> Aim
Leave the pictures out and quote every line from the start of the listing to the line with "const view = ['About", inclusive.

> Material
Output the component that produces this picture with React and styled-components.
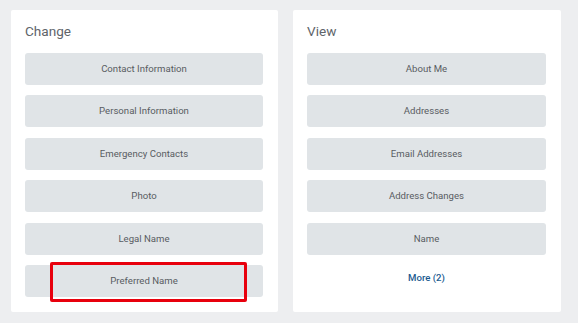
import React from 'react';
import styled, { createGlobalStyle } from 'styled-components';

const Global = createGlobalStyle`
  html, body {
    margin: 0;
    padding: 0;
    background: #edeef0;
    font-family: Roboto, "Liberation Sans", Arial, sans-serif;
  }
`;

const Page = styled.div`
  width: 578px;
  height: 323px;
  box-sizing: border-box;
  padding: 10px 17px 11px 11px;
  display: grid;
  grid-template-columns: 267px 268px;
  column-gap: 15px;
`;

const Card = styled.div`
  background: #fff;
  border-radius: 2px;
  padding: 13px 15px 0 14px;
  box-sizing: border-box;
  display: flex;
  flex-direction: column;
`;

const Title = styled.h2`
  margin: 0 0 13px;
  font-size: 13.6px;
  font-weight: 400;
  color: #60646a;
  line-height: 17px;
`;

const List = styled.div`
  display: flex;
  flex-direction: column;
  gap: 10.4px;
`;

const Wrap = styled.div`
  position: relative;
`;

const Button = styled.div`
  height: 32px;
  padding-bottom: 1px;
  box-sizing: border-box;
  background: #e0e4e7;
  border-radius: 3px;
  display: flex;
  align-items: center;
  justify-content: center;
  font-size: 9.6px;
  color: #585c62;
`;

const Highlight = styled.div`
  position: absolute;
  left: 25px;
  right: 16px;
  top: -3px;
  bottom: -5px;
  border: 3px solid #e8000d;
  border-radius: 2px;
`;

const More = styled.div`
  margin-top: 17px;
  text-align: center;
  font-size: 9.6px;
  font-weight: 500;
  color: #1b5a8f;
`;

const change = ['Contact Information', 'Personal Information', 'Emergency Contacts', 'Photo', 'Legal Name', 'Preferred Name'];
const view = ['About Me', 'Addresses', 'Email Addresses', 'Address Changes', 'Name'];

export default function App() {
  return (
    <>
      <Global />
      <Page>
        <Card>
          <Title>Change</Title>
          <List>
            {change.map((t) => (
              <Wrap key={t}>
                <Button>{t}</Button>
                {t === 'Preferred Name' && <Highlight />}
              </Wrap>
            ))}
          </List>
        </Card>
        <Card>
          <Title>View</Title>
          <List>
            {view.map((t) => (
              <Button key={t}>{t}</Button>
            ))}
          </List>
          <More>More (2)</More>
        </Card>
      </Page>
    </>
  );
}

> Right answer
Output the component that produces this picture with React and styled-components.
import React from 'react';
import styled, { createGlobalStyle } from 'styled-components';

const Global = createGlobalStyle`
  html, body {
    margin: 0;
    padding: 0;
    background: #edeef0;
    font-family: Roboto, "Liberation Sans", Arial, sans-serif;
  }
`;

const Page = styled.div`
  width: 578px;
  height: 323px;
  box-sizing: border-box;
  padding: 10px 17px 11px 11px;
  display: grid;
  grid-template-columns: 267px 268px;
  column-gap: 15px;
`;

const Card = styled.div`
  background: #fff;
  border-radius: 2px;
  padding: 13px 15px 0 14px;
  box-sizing: border-box;
  display: flex;
  flex-direction: column;
`;

const Title = styled.h2`
  margin: 0 0 13px;
  font-size: 13.6px;
  font-weight: 400;
  color: #60646a;
  line-height: 17px;
`;

const List = styled.div`
  display: flex;
  flex-direction: column;
  gap: 10.4px;
`;

const Wrap = styled.div`
  position: relative;
`;

const Button = styled.div`
  height: 32px;
  padding-bottom: 1px;
  box-sizing: border-box;
  background: #e0e4e7;
  border-radius: 3px;
  display: flex;
  align-items: center;
  justify-content: center;
  font-size: 9.6px;
  color: #585c62;
`;

const Highlight = styled.div`
  position: absolute;
  left: 25px;
  right: 16px;
  top: -3px;
  bottom: -5px;
  border: 3px solid #e8000d;
  border-radius: 2px;
`;

const More = styled.div`
  margin-top: 17px;
  text-align: center;
  font-size: 9.6px;
  font-weight: 500;
  color: #1b5a8f;
`;

const change = ['Contact Information', 'Personal Information', 'Emergency Contacts', 'Photo', 'Legal Name', 'Preferred Name'];
const view = ['About Me', 'Addresses', 'Email Addresses', 'Address Changes', 'Name'];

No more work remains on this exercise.